Beyond basic inputs, several advanced factors can enhance your planning. Roth versus traditional contributions, for instance, affect taxes. While this calculator focuses on total balance growth, you can run it twice—once assuming traditional contributions with upfront deductions and again assuming Roth contributions with tax-free withdrawals. Additionally, evaluate how employer stock grants or profit-sharing contributions integrate with the plan; treat them as supplemental contributions and adjust the employer match percentage accordingly.

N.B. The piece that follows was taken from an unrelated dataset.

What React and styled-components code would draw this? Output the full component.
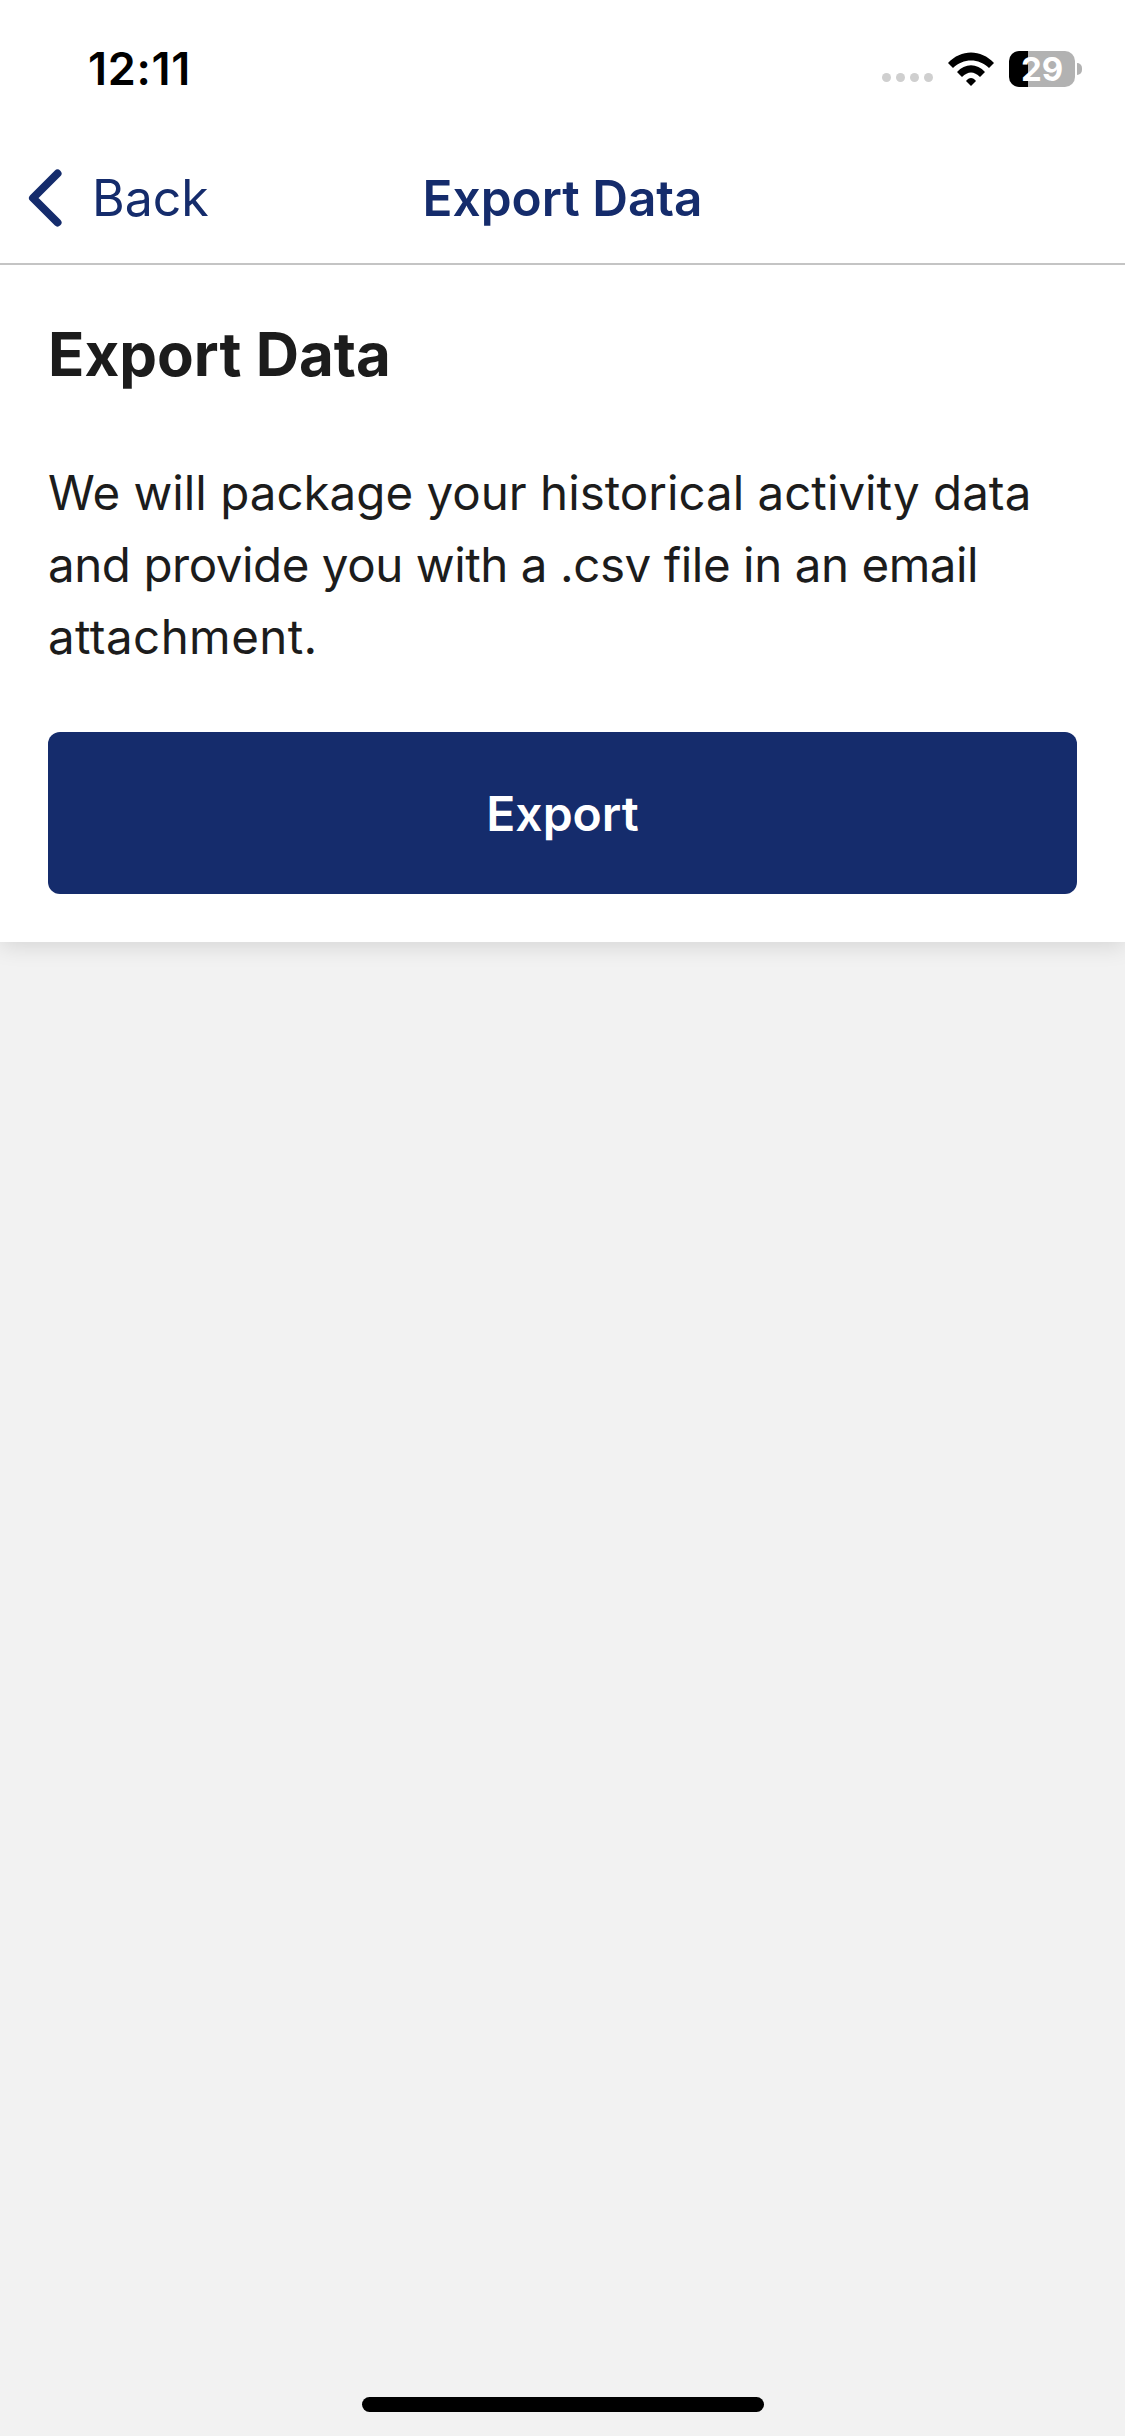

Another key consideration is inflation. While the calculator uses nominal dollars, you can adjust by reducing the expected return. If you expect 2.5 percent inflation and input a 6.5 percent return, you are implicitly targeting a 4 percent real return. To stress-test, subtract expected inflation from your chosen return, or simply lower the return assumption by another point to understand worst-case outcomes. The resulting buffer helps you stay on track even during macroeconomic turbulence.

Lastly, monitor policy changes. Contribution limits, tax credits, and employer plan requirements evolve regularly. For example, the SECURE 2.0 Act introduces auto-enrollment for many new plans, which may raise default contribution rates for first-job workers. When such legislation takes effect, revisit the calculator to ensure the inputs reflect updated caps and incentives.

By mastering each component of the retirement calculator during your first job, you build a disciplined approach to financial independence. The combination of accurate inputs, realistic assumptions, and iterative reviews transforms this tool into a personalized roadmap. Treat the calculator as a living document: revisit it at least once per year, recalibrate when life changes occur, and pair the projections with high-quality research from government and academic sources. Consistency, more than any single assumption, will ensure that the retirement lifestyle you envision today becomes achievable tomorrow.